The equilibrium moisture content (EMC) of five fuel types from the field site was investigated in a laboratory study. An existing function describing EMC as a function of temperature and relative humidity was evaluated and found to be very accurate for these fuels. Two FFM predictive models incorporating this function were evaluated on the field data and the laboratory results were shown to be applicable to the estimation of FFM in the field. One model gave very accurate predictions of FFM below fibre saturation point, but its accuracy was reduced when screen level conditions were used instead of those measured at fuel level. A recent process-based model that accounts for rainfall showed promise for predicting when fuel is < 25 % FFM. Systematic problems with the radiation budget of this model reduced the accuracy of predictions and further refinement is
required.
Live fine fuel moisture content (LFMC) of common heathland shrubs and sedge was investigated over two years and found to be both seasonal and influenced by phenology.
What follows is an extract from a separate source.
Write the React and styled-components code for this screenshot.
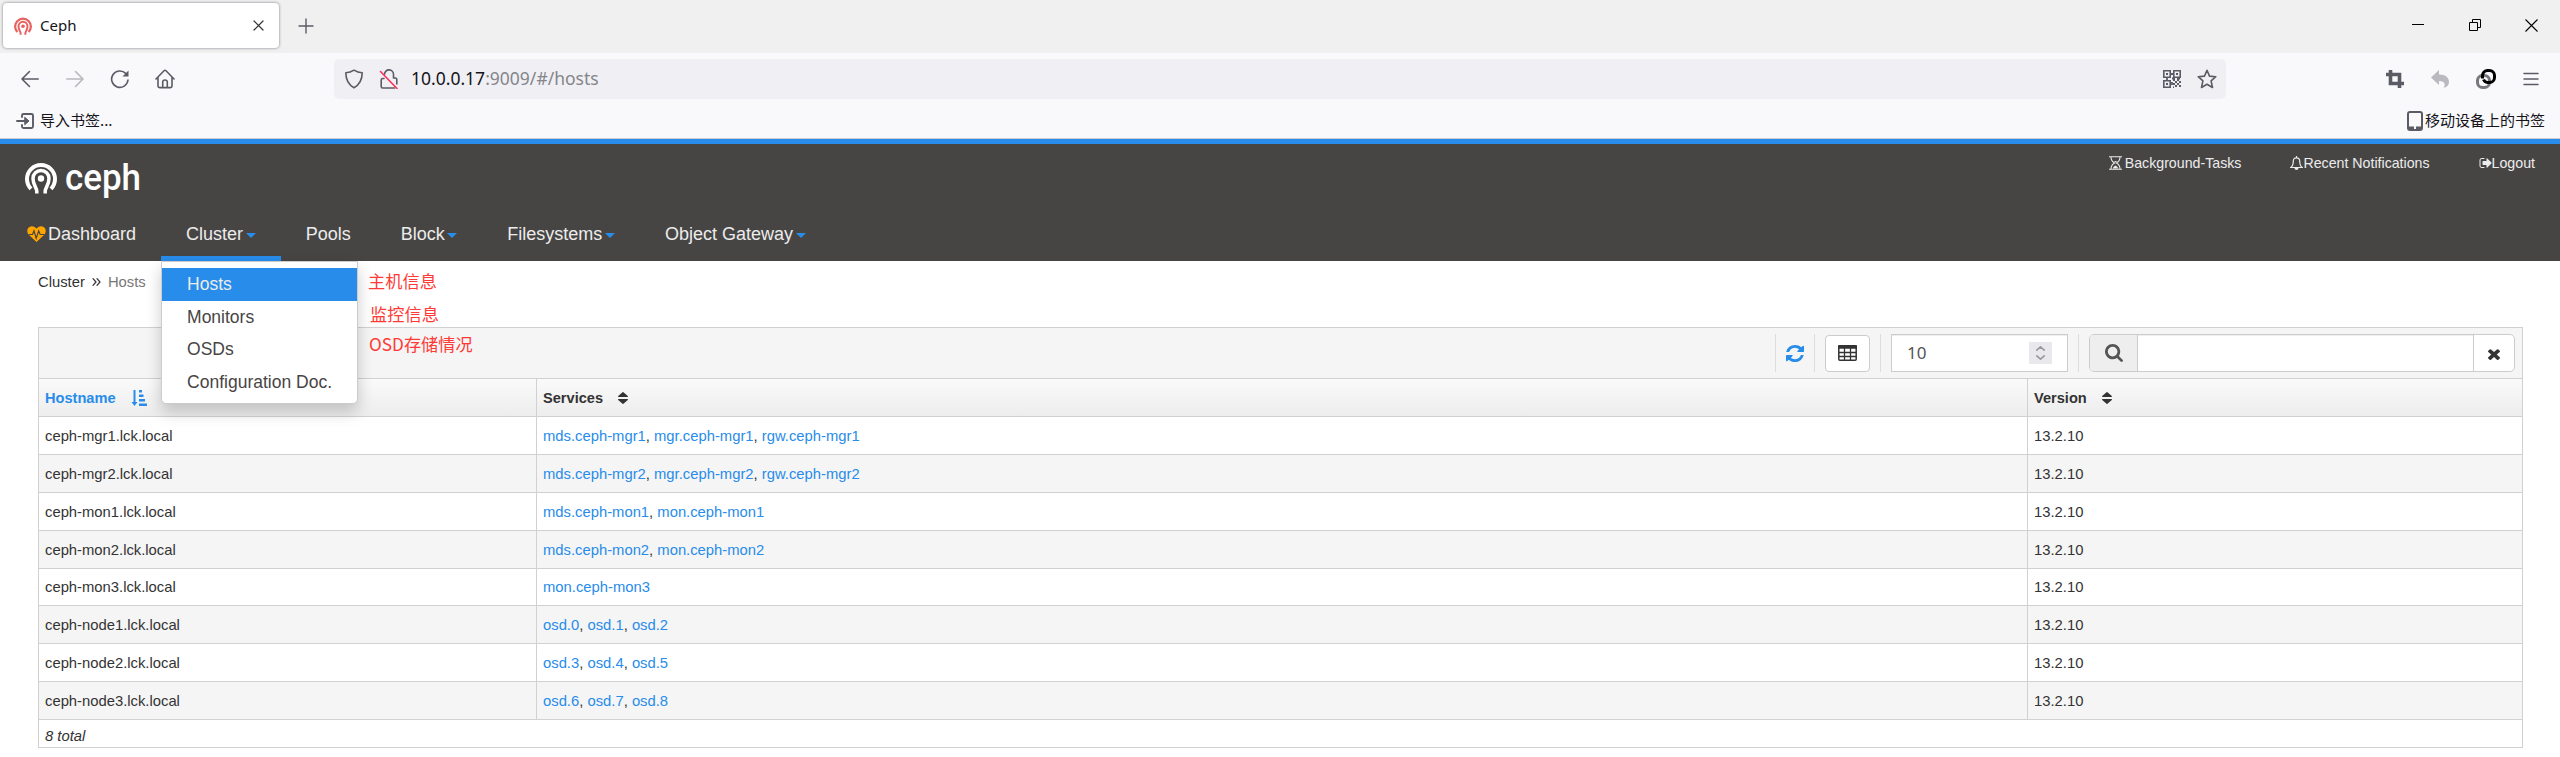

LFMC minima occurred in late winter and spring (August to October), and maxima were in summer (December to February) when new growth was recorded. The dominant near-surface fuel in mature heath was sedge. It was found to have little seasonal variation in its’ percentage dead but the percentage dead maxima occured at the same time as the LFMC minima of shrubs and sedge in both years.
Simple instantaneous models for duff moisture content in woodland and heathland and LFMC and the percentage dead sedge in heathland were developed. The information gained by this study will form the basis for future development of fuel moisture models for prescribed burning guidelines and fire spread models specific to the vegetation communities of the Sydney Basin.